Gold, Silver, Platinum and Palladium


  • On Wednesday gold was up al day during the session with spot closing up $6.50 at $1,437.20, as the April contract was up $3.10. Spot silver rose $0.40 up $34.81, as May rose $0.18. The government fought hard and could only make headway to the downside after the regular session closed in a much thinner market. Gold traded as high as $1,437, a new all-time high. Gold open interest rose 6,060 contracts to 515,784, and silver OI fell 412. The dollar got hit again, falling .35 to 76.67 and that was part of the reason the government attacked. The HUI rose 1 to 575.64 and the XAU rose .03 to 217.29.

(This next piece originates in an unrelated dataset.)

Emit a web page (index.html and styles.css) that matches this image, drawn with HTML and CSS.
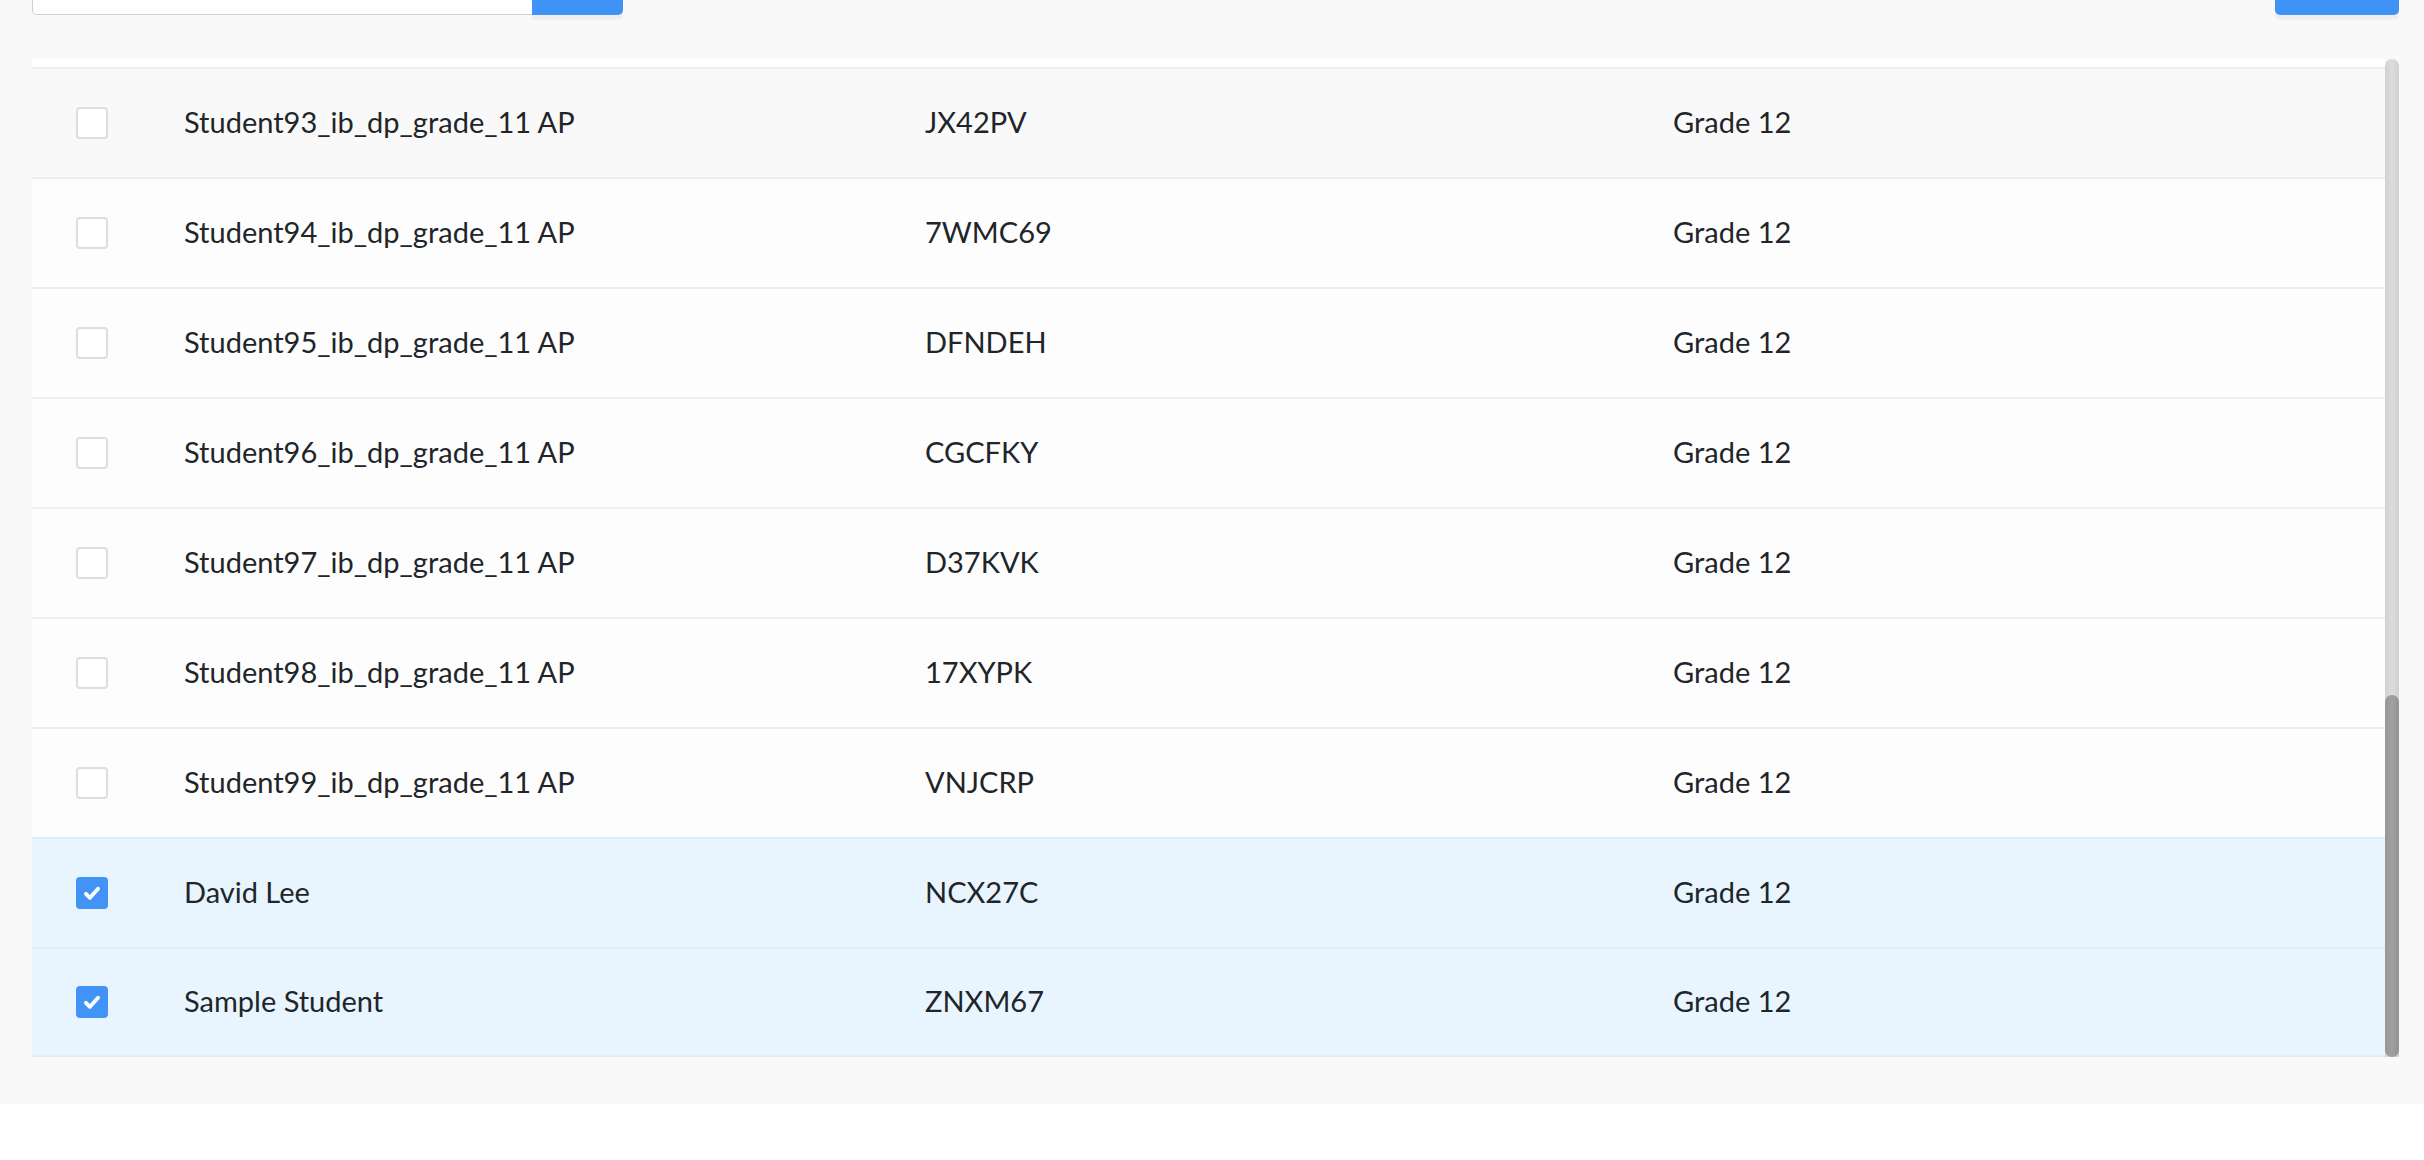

  • The US Mint has again halted the production of the American Silver Eagle, because they have run out of bullion blanks.The Comex announced a small 252 notices or 1,260,000 ounces of silver for delivery, out of 4,250 contracts. Something is grievously wrong. That leaves 3,998 notices left to be served upon or 19,990,000 ounces. This is a dire situation that could end in default as there is no silver available in the dealer category. That is why owners are being offered 30% to 50% payoffs not to take delivery. Thursday was a mixed day as spot gold was hit for $21.20 to close at $1,416, as April fell $20.82. Spot silver fell $0.51 to $34.31 and May fell $0.61. The government again was very active suppressing gold and silver prices.